One analyst who reviewed the dataset commented, “When yields shrink, the incentive to accept impermanent loss, smart-contract risk and high transaction costs disappears for marginal liquidity providers.” The analyst linked the declines in retail activity to the compression of base rewards.
Timing of withdrawals varied by network and product. Stablecoin lending markets showed some of the earliest and most pronounced drops in participation after yields compressed. Niche liquidity pools and yield-optimizing vaults experienced more volatile inflows and outflows as users chased short-term returns. Patterns on Ethereum-based markets were similar to those observed on several alternative smart-contract chains.
Gas costs and fee structures on some blockchains reduced effective yield for smaller investors, lowering the net return when APYs were already compressed.
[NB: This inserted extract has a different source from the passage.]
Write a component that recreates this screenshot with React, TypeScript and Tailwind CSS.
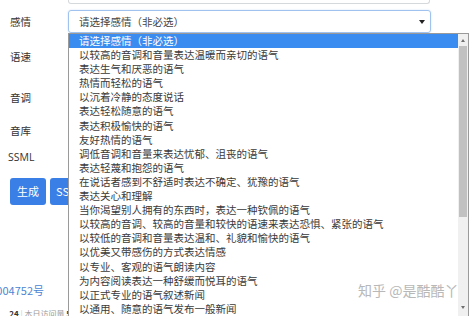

Protocol teams took different approaches: some launched temporary incentive programs to boost rewards, others tightened token emission schedules or adjusted product features aimed at longer-term sustainability.
Not all participants exited on-chain markets. The analysis shows long-term liquidity providers and institutional market makers remained active in several core pools. Some protocols continued to attract deposits through targeted incentive schemes or efficient fee-reward balances, while others recorded higher user churn during yield compression.
A protocol developer described the operational challenge of maintaining liquidity when rewards are constrained: “Sustaining deep markets without heavy incentive programs is difficult once yield expectations reset,” the developer said, noting the effect on slippage and allocation of protocol-owned liquidity.
The analysis attributes lower DeFi yields to a mix of reduced token emissions, weaker borrowing demand, and changes in trading fee dynamics, along with macroeconomic factors and rate moves in traditional markets that have affected capital flows into crypto.